When Stress Disables Coping
Effective decision-making is harder under stressful conditions. Our body chemistry mobilizes as if there’s a crisis and the most primitive part of the brain takes over. Rather than calmly weighing options and considering past experiences, we react in the moment at a maturity level we might later regret. Adaptable leaders know how to reboot the central nervous system to maintain poise and clarity. Try these tips the next time your coping is disabled.
Breathe with your diaphragm: This is simply the fastest way to reverse the fight-flight response and return the body to a normal state. A helpful chain reaction unfolds in which thousands of psychophysiological functions align for optimal decision quality.

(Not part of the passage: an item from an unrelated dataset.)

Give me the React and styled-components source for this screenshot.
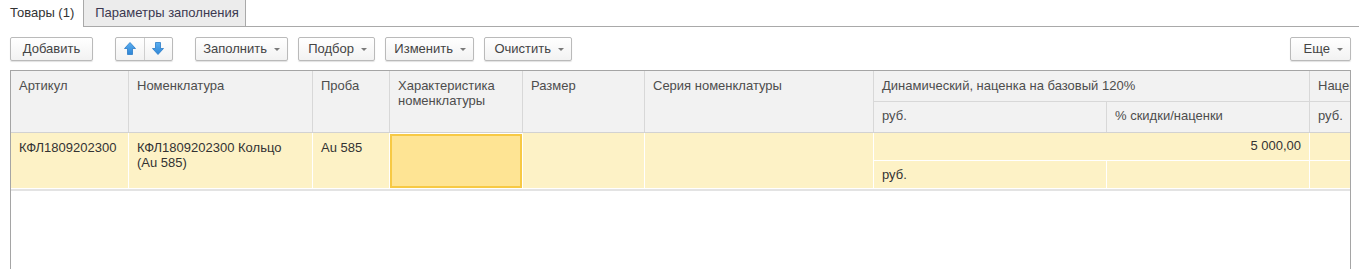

Slow down your brain: Fast brain cycles are designed for crisis responsiveness but happen at the expense of access to memory (e.g. tip-of-the-tongue phenomenon, going blank on an exam, etc.). Even a one-minute meditation slows thinking sufficiently to reopen the advantage of study, learning, and previous experience.

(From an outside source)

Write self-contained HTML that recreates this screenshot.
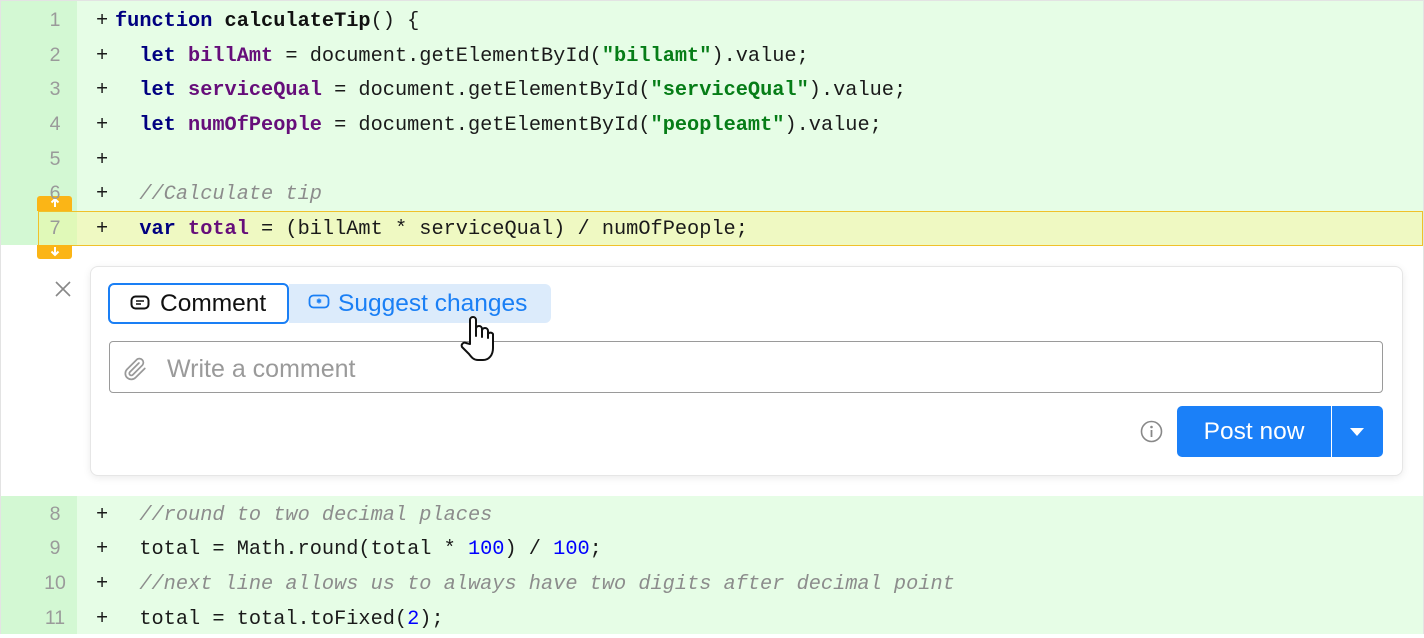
<!DOCTYPE html>
<html><head><meta charset="utf-8"><style>
*{margin:0;padding:0;box-sizing:border-box}
body{width:1424px;height:634px;overflow:hidden;background:#fff;position:relative;font-family:"Liberation Sans",sans-serif}
.frame{position:absolute;left:0;top:0;width:1424px;height:634px;border:1px solid #e3e3e3;border-bottom:none}
.blk{position:absolute;left:1px;right:1px;background:#e6fde6}
.gut{position:absolute;left:1px;width:76px;background:#d3f8d3}
.ln{position:absolute;left:38px;width:34px;height:34.7px;line-height:34.7px;text-align:center;color:#9a9a9a;font-size:19.5px}
.cd{position:absolute;left:96px;height:34.7px;line-height:34.7px;font-family:"Liberation Mono",monospace;font-size:20.3px;color:#1a1a1a;white-space:pre}
.cd .p{position:absolute;left:0}
.cd .c{position:absolute;left:19px}
.k{color:#000080;font-weight:bold}.v{color:#660e7a;font-weight:bold}.s{color:#067d17;font-weight:bold}.n{color:#0000ff}.cm{color:#8c8c8c;font-style:italic}.fn{font-weight:bold;color:#111}
</style></head><body>
<div class="frame"></div>
<div class="blk" style="top:1px;height:244px"></div>
<div class="gut" style="top:1px;height:244px"></div>
<div class="blk" style="top:496px;height:138px"></div>
<div class="gut" style="top:496px;height:138px"></div>
<div style="position:absolute;left:38px;right:1px;top:211px;height:35px;background:#eff9c2;border:1px solid #f0c12a"></div>
<div style="position:absolute;left:38px;top:211px;width:39px;height:35px;background:#e0f9b8;border:1px solid #f0c12a;border-right:none"></div>
<div style="position:absolute;left:37px;top:196px;width:35px;height:15px;background:#fbb516;border-radius:3px 3px 0 0;text-align:center;line-height:15px">
<svg width="12" height="12" viewBox="0 0 12 12" style="margin-top:1px"><path d="M6 10V2M2.5 5.5L6 2l3.5 3.5" stroke="#fff" stroke-width="2" fill="none"/></svg></div>
<div style="position:absolute;left:37px;top:245px;width:35px;height:14px;background:#fbb516;border-radius:0 0 3px 3px;text-align:center">
<svg width="12" height="12" viewBox="0 0 12 12" style="margin-top:1px"><path d="M6 1v8M2.5 5.5L6 9l3.5-3.5" stroke="#fff" stroke-width="2" fill="none"/></svg></div>

<div class="ln" style="top:3px">1</div>
<div class="ln" style="top:38px">2</div>
<div class="ln" style="top:72px">3</div>
<div class="ln" style="top:107px">4</div>
<div class="ln" style="top:142px">5</div>
<div class="ln" style="top:176px">6</div>
<div class="ln" style="top:211px">7</div>
<div class="ln" style="top:497px">8</div>
<div class="ln" style="top:531px">9</div>
<div class="ln" style="top:566px">10</div>
<div class="ln" style="top:601px">11</div>

<div class="cd" style="top:5px"><span class="p">+</span><span class="c"><span class="k">function</span> <span class="fn">calculateTip</span>() {</span></div>
<div class="cd" style="top:40px"><span class="p">+</span><span class="c">  <span class="k">let</span> <span class="v">billAmt</span> = document.getElementById(<span class="s">"billamt"</span>).value;</span></div>
<div class="cd" style="top:74px"><span class="p">+</span><span class="c">  <span class="k">let</span> <span class="v">serviceQual</span> = document.getElementById(<span class="s">"serviceQual"</span>).value;</span></div>
<div class="cd" style="top:109px"><span class="p">+</span><span class="c">  <span class="k">let</span> <span class="v">numOfPeople</span> = document.getElementById(<span class="s">"peopleamt"</span>).value;</span></div>
<div class="cd" style="top:144px"><span class="p">+</span></div>
<div class="cd" style="top:178px"><span class="p">+</span><span class="c">  <span class="cm">//Calculate tip</span></span></div>
<div class="cd" style="top:213px"><span class="p">+</span><span class="c">  <span class="k">var</span> <span class="v">total</span> = (billAmt * serviceQual) / numOfPeople;</span></div>
<div class="cd" style="top:499px"><span class="p">+</span><span class="c">  <span class="cm">//round to two decimal places</span></span></div>
<div class="cd" style="top:533px"><span class="p">+</span><span class="c">  total = Math.round(total * <span class="n">100</span>) / <span class="n">100</span>;</span></div>
<div class="cd" style="top:568px"><span class="p">+</span><span class="c">  <span class="cm">//next line allows us to always have two digits after decimal point</span></span></div>
<div class="cd" style="top:603px"><span class="p">+</span><span class="c">  total = total.toFixed(<span class="n">2</span>);</span></div>

<svg style="position:absolute;left:54px;top:280px" width="18" height="18" viewBox="0 0 18 18"><path d="M2 2L16 16M16 2L2 16" stroke="#888" stroke-width="1.6"/></svg>

<div style="position:absolute;left:90px;top:266px;width:1313px;height:210px;background:#fff;border:1px solid #e6e6e6;border-radius:8px;box-shadow:0 2px 8px rgba(0,0,0,0.08)"></div>
<div style="position:absolute;left:289px;top:284px;width:262px;height:39px;background:#dcebfb;border-radius:0 6px 6px 0"></div>
<div style="position:absolute;left:108px;top:283px;width:181px;height:41px;border:2px solid #1a7ff5;border-radius:6px;background:#fff;font-size:24.5px;line-height:38px;color:#111;padding-left:50px">Comment</div>
<svg style="position:absolute;left:130px;top:295px" width="20" height="16" viewBox="0 0 20 16"><rect x="1.5" y="1.5" width="17" height="12" rx="4" fill="none" stroke="#111" stroke-width="2"/><path d="M6 6h8M6 9h5" stroke="#111" stroke-width="1.6"/></svg>
<div style="position:absolute;left:338px;top:284px;font-size:24.5px;line-height:40px;color:#1a7ff5">Suggest changes</div>
<svg style="position:absolute;left:308px;top:294px" width="22" height="16" viewBox="0 0 22 16"><rect x="1.5" y="1.5" width="19" height="12" rx="4" fill="none" stroke="#1a7ff5" stroke-width="1.8"/><path d="M11 4.5v5M8.8 5.7l4.4 2.6M13.2 5.7l-4.4 2.6" stroke="#1a7ff5" stroke-width="1.4"/></svg>

<div style="position:absolute;left:109px;top:341px;width:1274px;height:52px;border:1px solid #9a9a9a;border-radius:4px;font-size:25px;line-height:54px;color:#9a9a9a;padding-left:57px">Write a comment</div>
<svg style="position:absolute;left:122px;top:356px" width="26" height="26" viewBox="0 0 24 24"><path d="M21 11.5l-8.5 8.5a5.5 5.5 0 0 1-7.8-7.8l9-9a3.7 3.7 0 0 1 5.2 5.2l-9 9a1.8 1.8 0 0 1-2.6-2.6l8.3-8.3" fill="none" stroke="#999" stroke-width="1.6" stroke-linecap="round"/></svg>

<svg style="position:absolute;left:1140px;top:420px" width="23" height="23" viewBox="0 0 23 23"><circle cx="11.5" cy="11.5" r="10" fill="none" stroke="#888" stroke-width="1.6"/><circle cx="11.5" cy="7" r="1.3" fill="#888"/><path d="M11.5 10v7" stroke="#888" stroke-width="1.8"/></svg>
<div style="position:absolute;left:1177px;top:406px;width:206px;height:51px;background:#1b80f8;border-radius:5px"></div>
<div style="position:absolute;left:1331px;top:406px;width:1px;height:51px;background:#fff"></div>
<div style="position:absolute;left:1177px;top:406px;width:154px;height:51px;line-height:51px;text-align:center;color:#fff;font-size:24.5px">Post now</div>
<svg style="position:absolute;left:1349px;top:427px" width="16" height="10" viewBox="0 0 16 10"><path d="M1 1h14L8 9z" fill="#fff"/></svg>

<svg style="position:absolute;left:458px;top:314px" width="40" height="50" viewBox="0 0 40 50"><path d="M12 30V6a3 3 0 0 1 6 0v16V15a3 3 0 0 1 6 0v8V17a3 3 0 0 1 6 0v7V20a3 3 0 0 1 5 0v14c0 7-4 12-10 12h-5c-4 0-6-2-9-6l-7-7a3 3 0 0 1 4-4z" fill="#fff" stroke="#111" stroke-width="2" stroke-linejoin="round"/></svg>
</body></html>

Use your values as a compass: It’s nice to have something anchored when seas become turbulent. Personal and organizational mission and value statements offer reliable guides when navigating a storm. Treated as a checklist, our values become a filter and methodology for maintaining direction during uncertain times.

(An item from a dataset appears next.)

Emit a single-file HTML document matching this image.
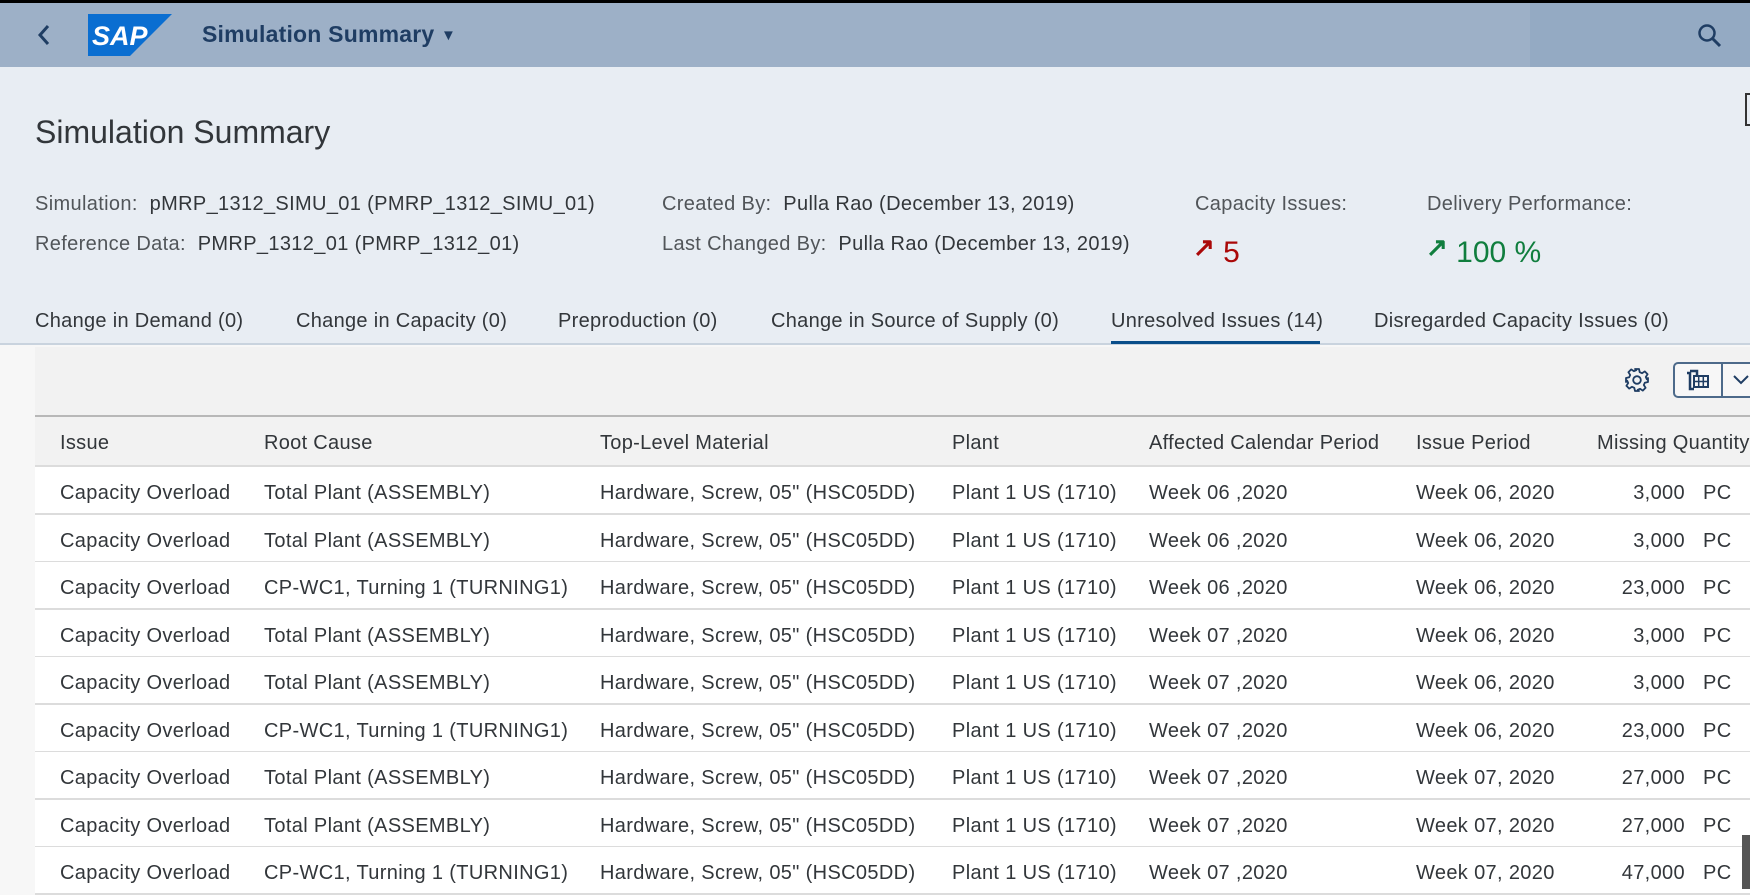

Think, write, talk: These mutually validating activities rely on different parts of the brain. Once you’ve given thorough consideration to a difficult situation, writing provides an integrative advantage. Upon reaching clarity, test conclusions in conversations with trusted colleagues, consultants, and mentors.
Become familiar with “the zone”: Insufficient stress subtracts from performance. Too much stress disables decision-making. There is a sweet spot in any endeavor that is characterized by effortlessness. Learning the physical, emotional, and cognitive markers of “the zone” bookmarks the state for future reference.
Healthy organizations embrace change even when it’s occurring quickly and unexpectedly. Employees watch their leaders closely when tension rises. Willingness to follow a leader during stressful times is driven by trust and safety. The ability to slow the world down when change is happening rapidly is a rare leadership competency.